* Set exercise: Strip the pictures and reproduce the rest of the listing exactly.

* Dataset section:
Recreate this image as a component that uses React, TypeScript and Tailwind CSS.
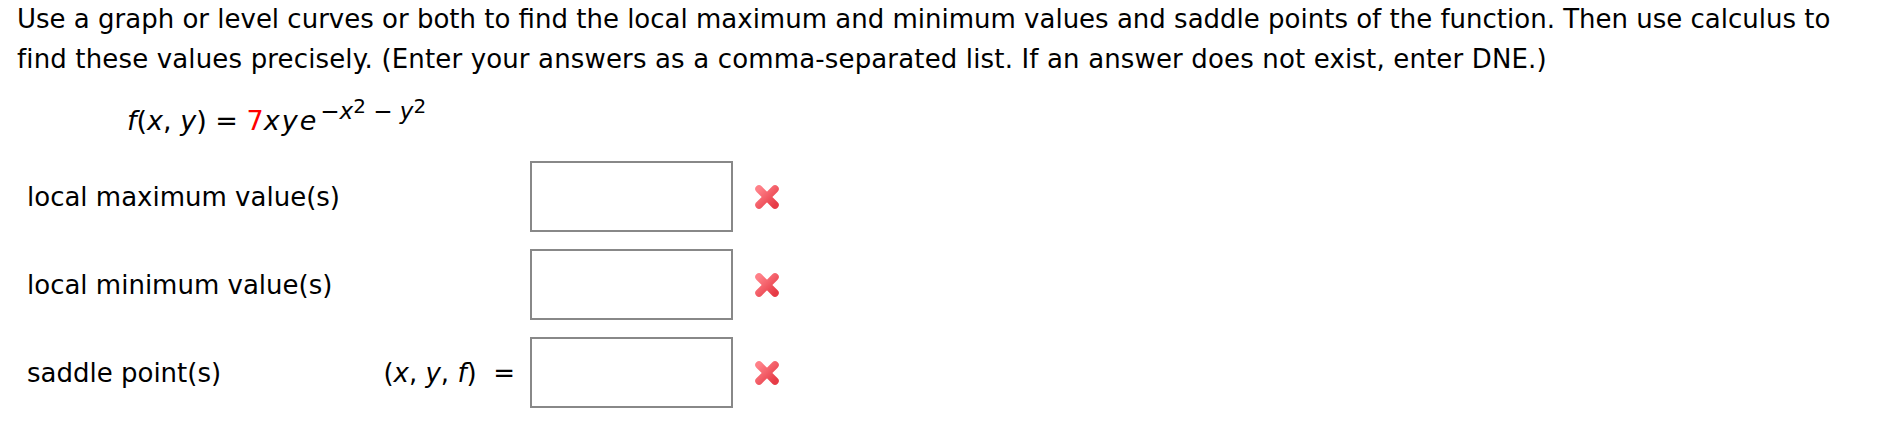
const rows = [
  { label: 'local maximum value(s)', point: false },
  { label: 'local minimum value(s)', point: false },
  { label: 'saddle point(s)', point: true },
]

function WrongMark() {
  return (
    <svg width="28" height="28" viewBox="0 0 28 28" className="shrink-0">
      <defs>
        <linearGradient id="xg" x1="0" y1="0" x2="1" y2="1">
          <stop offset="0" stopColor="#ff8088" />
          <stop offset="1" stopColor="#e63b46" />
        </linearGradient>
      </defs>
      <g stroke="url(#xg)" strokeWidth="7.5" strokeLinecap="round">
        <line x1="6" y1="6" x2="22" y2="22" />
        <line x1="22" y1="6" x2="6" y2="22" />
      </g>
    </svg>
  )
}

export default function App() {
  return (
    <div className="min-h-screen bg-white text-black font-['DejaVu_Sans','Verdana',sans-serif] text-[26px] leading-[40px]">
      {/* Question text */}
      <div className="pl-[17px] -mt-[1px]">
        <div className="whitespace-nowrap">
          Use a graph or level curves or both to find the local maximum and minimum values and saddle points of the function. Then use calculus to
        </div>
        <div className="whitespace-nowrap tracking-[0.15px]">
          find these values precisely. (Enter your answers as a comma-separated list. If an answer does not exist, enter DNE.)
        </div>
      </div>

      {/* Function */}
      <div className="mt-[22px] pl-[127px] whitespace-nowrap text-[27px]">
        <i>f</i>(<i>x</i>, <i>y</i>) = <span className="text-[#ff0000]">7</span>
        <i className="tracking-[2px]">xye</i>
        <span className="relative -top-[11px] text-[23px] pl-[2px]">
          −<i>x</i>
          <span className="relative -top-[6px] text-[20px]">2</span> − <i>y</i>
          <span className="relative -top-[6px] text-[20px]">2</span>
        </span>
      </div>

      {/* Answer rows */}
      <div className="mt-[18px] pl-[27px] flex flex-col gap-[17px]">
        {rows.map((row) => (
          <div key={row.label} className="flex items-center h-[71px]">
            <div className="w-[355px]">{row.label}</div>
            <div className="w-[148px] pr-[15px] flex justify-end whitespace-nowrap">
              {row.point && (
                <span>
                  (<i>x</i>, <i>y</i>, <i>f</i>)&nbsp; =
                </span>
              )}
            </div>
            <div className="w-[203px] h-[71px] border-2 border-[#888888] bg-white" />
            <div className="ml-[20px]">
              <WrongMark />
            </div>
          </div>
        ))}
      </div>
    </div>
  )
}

* Answer:
Recreate this image as a component that uses React, TypeScript and Tailwind CSS.
const rows = [
  { label: 'local maximum value(s)', point: false },
  { label: 'local minimum value(s)', point: false },
  { label: 'saddle point(s)', point: true },
]

function WrongMark() {
  return (
    <svg width="28" height="28" viewBox="0 0 28 28" className="shrink-0">
      <defs>
        <linearGradient id="xg" x1="0" y1="0" x2="1" y2="1">
          <stop offset="0" stopColor="#ff8088" />
          <stop offset="1" stopColor="#e63b46" />
        </linearGradient>
      </defs>
      <g stroke="url(#xg)" strokeWidth="7.5" strokeLinecap="round">
        <line x1="6" y1="6" x2="22" y2="22" />
        <line x1="22" y1="6" x2="6" y2="22" />
      </g>
    </svg>
  )
}

export default function App() {
  return (
    <div className="min-h-screen bg-white text-black font-['DejaVu_Sans','Verdana',sans-serif] text-[26px] leading-[40px]">
      {/* Question text */}
      <div className="pl-[17px] -mt-[1px]">
        <div className="whitespace-nowrap">
          Use a graph or level curves or both to find the local maximum and minimum values and saddle points of the function. Then use calculus to
        </div>
        <div className="whitespace-nowrap tracking-[0.15px]">
          find these values precisely. (Enter your answers as a comma-separated list. If an answer does not exist, enter DNE.)
        </div>
      </div>

      {/* Function */}
      <div className="mt-[22px] pl-[127px] whitespace-nowrap text-[27px]">
        <i>f</i>(<i>x</i>, <i>y</i>) = <span className="text-[#ff0000]">7</span>
        <i className="tracking-[2px]">xye</i>
        <span className="relative -top-[11px] text-[23px] pl-[2px]">
          −<i>x</i>
          <span className="relative -top-[6px] text-[20px]">2</span> − <i>y</i>
          <span className="relative -top-[6px] text-[20px]">2</span>
        </span>
      </div>

      {/* Answer rows */}
      <div className="mt-[18px] pl-[27px] flex flex-col gap-[17px]">
        {rows.map((row) => (
          <div key={row.label} className="flex items-center h-[71px]">
            <div className="w-[355px]">{row.label}</div>
            <div className="w-[148px] pr-[15px] flex justify-end whitespace-nowrap">
              {row.point && (
                <span>
                  (<i>x</i>, <i>y</i>, <i>f</i>)&nbsp; =
                </span>
              )}
            </div>
            <div className="w-[203px] h-[71px] border-2 border-[#888888] bg-white" />
            <div className="ml-[20px]">
              <WrongMark />
            </div>
          </div>
        ))}
      </div>
    </div>
  )
}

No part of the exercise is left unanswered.